╭─ DATA BLOCK

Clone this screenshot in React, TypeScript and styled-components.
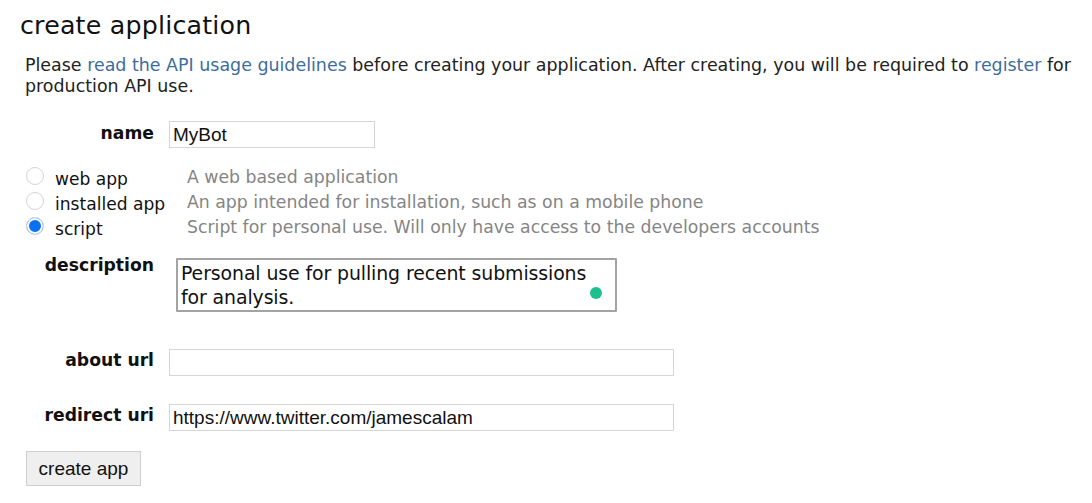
import React from "react";
import styled, { createGlobalStyle } from "styled-components";

const Global = createGlobalStyle`
  html, body { margin: 0; padding: 0; background: #fff; }
  body { font-family: "DejaVu Sans", Verdana, sans-serif; color: #222; }
`;

const Page = styled.div`
  padding: 8px 0 0 0;
  width: 1092px;
`;

const Title = styled.h1`
  margin: 0 0 0 20px;
  font-size: 25.3px;
  font-weight: normal;
  color: #111;
  line-height: 36px;
  letter-spacing: 0.2px;
`;

const Intro = styled.p`
  margin: 11px 0 0 25px;
  font-size: 17.45px;
  line-height: 21px;
  width: 1062px;
  color: #222;
`;

const Link = styled.a`
  color: #3d6d9c;
  text-decoration: none;
`;

const Row = styled.div<{ $top: number }>`
  display: grid;
  grid-template-columns: 154px 1fr;
  column-gap: 15px;
  align-items: start;
  margin-top: ${(p) => p.$top}px;
`;

const Label = styled.label<{ $dy?: number }>`
  text-align: right;
  font-weight: bold;
  font-size: 17.2px;
  line-height: 22px;
  color: #111;
  padding-top: ${(p) => Math.max(p.$dy ?? 0, 0)}px;
  margin-top: ${(p) => Math.min(p.$dy ?? 0, 0)}px;
  font-family: "DejaVu Sans", Verdana, sans-serif;
`;

const TextInput = styled.input<{ $w: number }>`
  width: ${(p) => p.$w}px;
  height: 27px;
  box-sizing: border-box;
  border: 1px solid #d6d6d6;
  padding: 0 3px;
  font-family: "Liberation Sans", Arial, sans-serif;
  font-size: 19px;
  color: #111;
  outline: none;
  background: #fff;
`;

const Radios = styled.div`
  margin-top: 17px;
  display: flex;
  flex-direction: column;
`;

const RadioRow = styled.div`
  display: grid;
  grid-template-columns: 26px 19px 10px 132px 1fr;
  height: 25px;
  align-items: center;
`;

const RadioCircle = styled.span<{ $checked?: boolean }>`
  grid-column: 2;
  width: 18px;
  height: 18px;
  box-sizing: border-box;
  border-radius: 50%;
  border: 1px solid ${(p) => (p.$checked ? "#c9d8ea" : "#d4d4d4")};
  background: ${(p) => (p.$checked ? "#0a6ff0" : "#fff")};
  box-shadow: ${(p) => (p.$checked ? "inset 0 0 0 2px #fff" : "none")};
  margin-top: -3px;
`;

const RadioLabel = styled.span`
  grid-column: 4;
  font-size: 17.1px;
  color: #111;
  padding-top: 3px;
`;

const RadioDesc = styled.span`
  grid-column: 5;
  font-size: 17.3px;
  color: #858585;
  padding-bottom: 2px;
`;

const DescBox = styled.div`
  margin-left: 7px;
  width: 441px;
  height: 54px;
  box-sizing: border-box;
  border: 2px solid #a3a3a3;
  border-radius: 1px;
  padding: 1px 3px;
  position: relative;
  font-size: 18.9px;
  line-height: 24px;
  color: #111;
  font-family: "DejaVu Sans", Verdana, sans-serif;
  letter-spacing: -0.1px;
`;

const Dot = styled.span`
  position: absolute;
  right: 13px;
  top: 27px;
  width: 12px;
  height: 12px;
  border-radius: 50%;
  background: #1dbf8e;
`;

const Button = styled.button`
  margin: 20px 0 0 26px;
  width: 115px;
  height: 35px;
  background: #efefef;
  border: 1px solid #cfcfcf;
  font-family: "Liberation Sans", Arial, sans-serif;
  font-size: 19px;
  color: #111;
  padding: 0;
`;

const radios = [
  { label: "web app", desc: "A web based application", checked: false },
  { label: "installed app", desc: "An app intended for installation, such as on a mobile phone", checked: false },
  { label: "script", desc: "Script for personal use. Will only have access to the developers accounts", checked: true },
];

export default function App() {
  return (
    <Page>
      <Global />
      <Title>create application</Title>
      <Intro>
        Please <Link href="#">read the API usage guidelines</Link> before creating your application. After creating,
        you will be required to <Link href="#">register</Link> for production API use.
      </Intro>
      <Row $top={24}>
        <Label $dy={1}>name</Label>
        <TextInput $w={206} defaultValue="MyBot" />
      </Row>
      <Radios>
        {radios.map((r) => (
          <RadioRow key={r.label}>
            <RadioCircle $checked={r.checked} />
            <RadioLabel>{r.label}</RadioLabel>
            <RadioDesc>{r.desc}</RadioDesc>
          </RadioRow>
        ))}
      </Radios>
      <Row $top={18}>
        <Label $dy={-4}>description</Label>
        <DescBox>
          Personal use for pulling recent submissions
          <br />
          for analysis.
          <Dot />
        </DescBox>
      </Row>
      <Row $top={37}>
        <Label $dy={0}>about url</Label>
        <TextInput $w={505} />
      </Row>
      <Row $top={28}>
        <Label $dy={0}>redirect uri</Label>
        <TextInput $w={505} defaultValue="https://www.twitter.com/jamescalam" />
      </Row>
      <Button>create app</Button>
    </Page>
  );
}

╰─

YOUR OBJECTIVE: What is needed is an exact reproduction of the data, pictures excluded.

ANSWER TO THE EXERCISE:
Clone this screenshot in React, TypeScript and styled-components.
import React from "react";
import styled, { createGlobalStyle } from "styled-components";

const Global = createGlobalStyle`
  html, body { margin: 0; padding: 0; background: #fff; }
  body { font-family: "DejaVu Sans", Verdana, sans-serif; color: #222; }
`;

const Page = styled.div`
  padding: 8px 0 0 0;
  width: 1092px;
`;

const Title = styled.h1`
  margin: 0 0 0 20px;
  font-size: 25.3px;
  font-weight: normal;
  color: #111;
  line-height: 36px;
  letter-spacing: 0.2px;
`;

const Intro = styled.p`
  margin: 11px 0 0 25px;
  font-size: 17.45px;
  line-height: 21px;
  width: 1062px;
  color: #222;
`;

const Link = styled.a`
  color: #3d6d9c;
  text-decoration: none;
`;

const Row = styled.div<{ $top: number }>`
  display: grid;
  grid-template-columns: 154px 1fr;
  column-gap: 15px;
  align-items: start;
  margin-top: ${(p) => p.$top}px;
`;

const Label = styled.label<{ $dy?: number }>`
  text-align: right;
  font-weight: bold;
  font-size: 17.2px;
  line-height: 22px;
  color: #111;
  padding-top: ${(p) => Math.max(p.$dy ?? 0, 0)}px;
  margin-top: ${(p) => Math.min(p.$dy ?? 0, 0)}px;
  font-family: "DejaVu Sans", Verdana, sans-serif;
`;

const TextInput = styled.input<{ $w: number }>`
  width: ${(p) => p.$w}px;
  height: 27px;
  box-sizing: border-box;
  border: 1px solid #d6d6d6;
  padding: 0 3px;
  font-family: "Liberation Sans", Arial, sans-serif;
  font-size: 19px;
  color: #111;
  outline: none;
  background: #fff;
`;

const Radios = styled.div`
  margin-top: 17px;
  display: flex;
  flex-direction: column;
`;

const RadioRow = styled.div`
  display: grid;
  grid-template-columns: 26px 19px 10px 132px 1fr;
  height: 25px;
  align-items: center;
`;

const RadioCircle = styled.span<{ $checked?: boolean }>`
  grid-column: 2;
  width: 18px;
  height: 18px;
  box-sizing: border-box;
  border-radius: 50%;
  border: 1px solid ${(p) => (p.$checked ? "#c9d8ea" : "#d4d4d4")};
  background: ${(p) => (p.$checked ? "#0a6ff0" : "#fff")};
  box-shadow: ${(p) => (p.$checked ? "inset 0 0 0 2px #fff" : "none")};
  margin-top: -3px;
`;

const RadioLabel = styled.span`
  grid-column: 4;
  font-size: 17.1px;
  color: #111;
  padding-top: 3px;
`;

const RadioDesc = styled.span`
  grid-column: 5;
  font-size: 17.3px;
  color: #858585;
  padding-bottom: 2px;
`;

const DescBox = styled.div`
  margin-left: 7px;
  width: 441px;
  height: 54px;
  box-sizing: border-box;
  border: 2px solid #a3a3a3;
  border-radius: 1px;
  padding: 1px 3px;
  position: relative;
  font-size: 18.9px;
  line-height: 24px;
  color: #111;
  font-family: "DejaVu Sans", Verdana, sans-serif;
  letter-spacing: -0.1px;
`;

const Dot = styled.span`
  position: absolute;
  right: 13px;
  top: 27px;
  width: 12px;
  height: 12px;
  border-radius: 50%;
  background: #1dbf8e;
`;

const Button = styled.button`
  margin: 20px 0 0 26px;
  width: 115px;
  height: 35px;
  background: #efefef;
  border: 1px solid #cfcfcf;
  font-family: "Liberation Sans", Arial, sans-serif;
  font-size: 19px;
  color: #111;
  padding: 0;
`;

const radios = [
  { label: "web app", desc: "A web based application", checked: false },
  { label: "installed app", desc: "An app intended for installation, such as on a mobile phone", checked: false },
  { label: "script", desc: "Script for personal use. Will only have access to the developers accounts", checked: true },
];

export default function App() {
  return (
    <Page>
      <Global />
      <Title>create application</Title>
      <Intro>
        Please <Link href="#">read the API usage guidelines</Link> before creating your application. After creating,
        you will be required to <Link href="#">register</Link> for production API use.
      </Intro>
      <Row $top={24}>
        <Label $dy={1}>name</Label>
        <TextInput $w={206} defaultValue="MyBot" />
      </Row>
      <Radios>
        {radios.map((r) => (
          <RadioRow key={r.label}>
            <RadioCircle $checked={r.checked} />
            <RadioLabel>{r.label}</RadioLabel>
            <RadioDesc>{r.desc}</RadioDesc>
          </RadioRow>
        ))}
      </Radios>
      <Row $top={18}>
        <Label $dy={-4}>description</Label>
        <DescBox>
          Personal use for pulling recent submissions
          <br />
          for analysis.
          <Dot />
        </DescBox>
      </Row>
      <Row $top={37}>
        <Label $dy={0}>about url</Label>
        <TextInput $w={505} />
      </Row>
      <Row $top={28}>
        <Label $dy={0}>redirect uri</Label>
        <TextInput $w={505} defaultValue="https://www.twitter.com/jamescalam" />
      </Row>
      <Button>create app</Button>
    </Page>
  );
}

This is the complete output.